LITFIBA Band Description:
LITFIBA didn’t arrive politely. They came out of early-80s Florence like a draft through a cracked window—cold, restless, impossible to ignore. This was a city drowning in art history, and they sounded like they wanted to kick a hole in the wall just to let the present breathe.
I always think of them as a band built from tension. Ghigo Renzulli worrying riffs into sharp shapes. Gianni Maroccolo’s bass moving low and deliberate, like it knew something the guitars didn’t. Piero Pelù pacing the microphone, half street poet, half street fight. You could hear rehearsal rooms in it—sweat, arguments, cigarettes burning down too far.
When "Desaparecido" landed in 1985, it didn’t feel like a debut so much as a document. Uneasy songs, nervous energy. Their take on Bowie’s “Yassassin” didn’t bow to the original; it shoved it sideways and made it local, Italian, slightly hostile. That mattered. It sounded like choice, not tribute.

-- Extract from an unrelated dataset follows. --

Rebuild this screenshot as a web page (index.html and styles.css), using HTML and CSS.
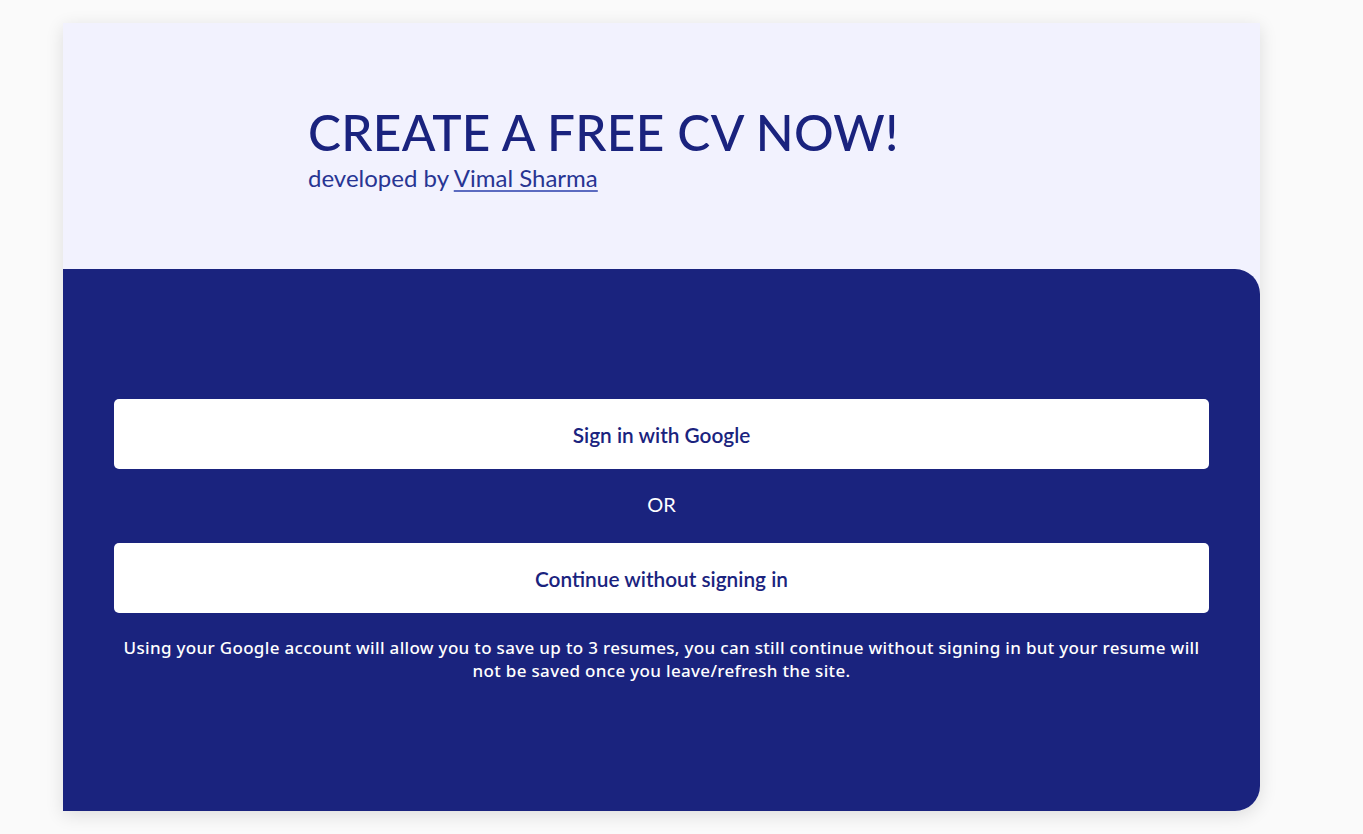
FILE: index.html
```html
<!DOCTYPE html>
<html lang="en">
<head>
<meta charset="utf-8">
<title>Create a free CV</title>
<link rel="stylesheet" href="styles.css">
</head>
<body>
<main class="card">
  <header class="hero">
    <h1 class="title">CREATE A FREE CV NOW!</h1>
    <p class="byline">developed by <a href="#" class="author">Vimal Sharma</a></p>
  </header>
  <section class="panel">
    <button class="btn">Sign in with Google</button>
    <div class="or">OR</div>
    <button class="btn">Continue without signing in</button>
    <p class="note">Using your Google account will allow you to save up to 3 resumes, you can still continue without signing in but your resume will not be saved once you leave/refresh the site.</p>
  </section>
</main>
</body>
</html>
```
FILE: styles.css
```css
html, body {
  margin: 0;
  padding: 0;
  background: #fafafa;
}
body {
  padding: 23px 103px 23px 63px;
  font-family: "Noto Sans", sans-serif;
}
.card {
  width: 1197px;
  height: 788px;
  background: #f2f2fe;
  box-shadow: 0 4px 18px rgba(0,0,0,0.12);
  border-radius: 0 0 25px 0;
  display: flex;
  flex-direction: column;
}
.hero {
  height: 246px;
  box-sizing: border-box;
  padding: 80px 0 0 245px;
}
.title {
  margin: 0;
  font-family: Lato, sans-serif;
  font-weight: 500;
  font-size: 49.5px;
  line-height: 58px;
  color: #1a237e;
  letter-spacing: 0.3px;
}
.byline {
  margin: 2px 0 0 0;
  font-family: Lato, sans-serif;
  font-size: 24px;
  color: #283593;
}
.author {
  color: #283593;
  text-decoration: underline;
  text-underline-offset: 3px;
  text-decoration-color: #5c6bc0;
}
.panel {
  flex: 1;
  background: #1a237e;
  border-radius: 0 25px 25px 0;
  padding: 130px 51px 0 51px;
  display: flex;
  flex-direction: column;
  align-items: stretch;
}
.btn {
  height: 70px;
  border: none;
  border-radius: 5px;
  background: #fff;
  color: #1a237e;
  font-family: Lato, sans-serif;
  font-weight: 600;
  font-size: 20.8px;
  cursor: pointer;
}
.or {
  height: 74px;
  box-sizing: border-box;
  padding-bottom: 4px;
  display: flex;
  align-items: center;
  justify-content: center;
  color: #fff;
  font-family: Lato, sans-serif;
  font-size: 20px;
}
.note {
  margin: 23px 0 0 0;
  color: #fff;
  text-align: center;
  font-size: 17px;
  letter-spacing: 0.32px;
  line-height: 23px;
  font-weight: 500;
}
```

The earlier EPs—"Eneide di Krypton", "Terremoto"—still smell like experiment and risk. Not everything fits. That’s the point. Punk tension, new wave angles, Mediterranean melodies sneaking in when you weren’t looking. They didn’t “blend genres”; they collided them and lived with the mess.
Singing in Italian wasn’t a statement, it was a refusal. Refusal to export themselves in borrowed accents. Pelù’s phrasing leans into the language, stretches it, spits it out political, social, impatient. Sometimes it’s poetic. Sometimes it’s abrasive. Usually it’s both in the same breath.
People like to summarize Litfiba as influential. That’s tidy and mostly useless. What I remember is how they made Italian rock feel less apologetic, less like it was asking permission from London or New York. They didn’t clean it up. They left the fingerprints on. Even now, that choice still hums under the surface, unresolved.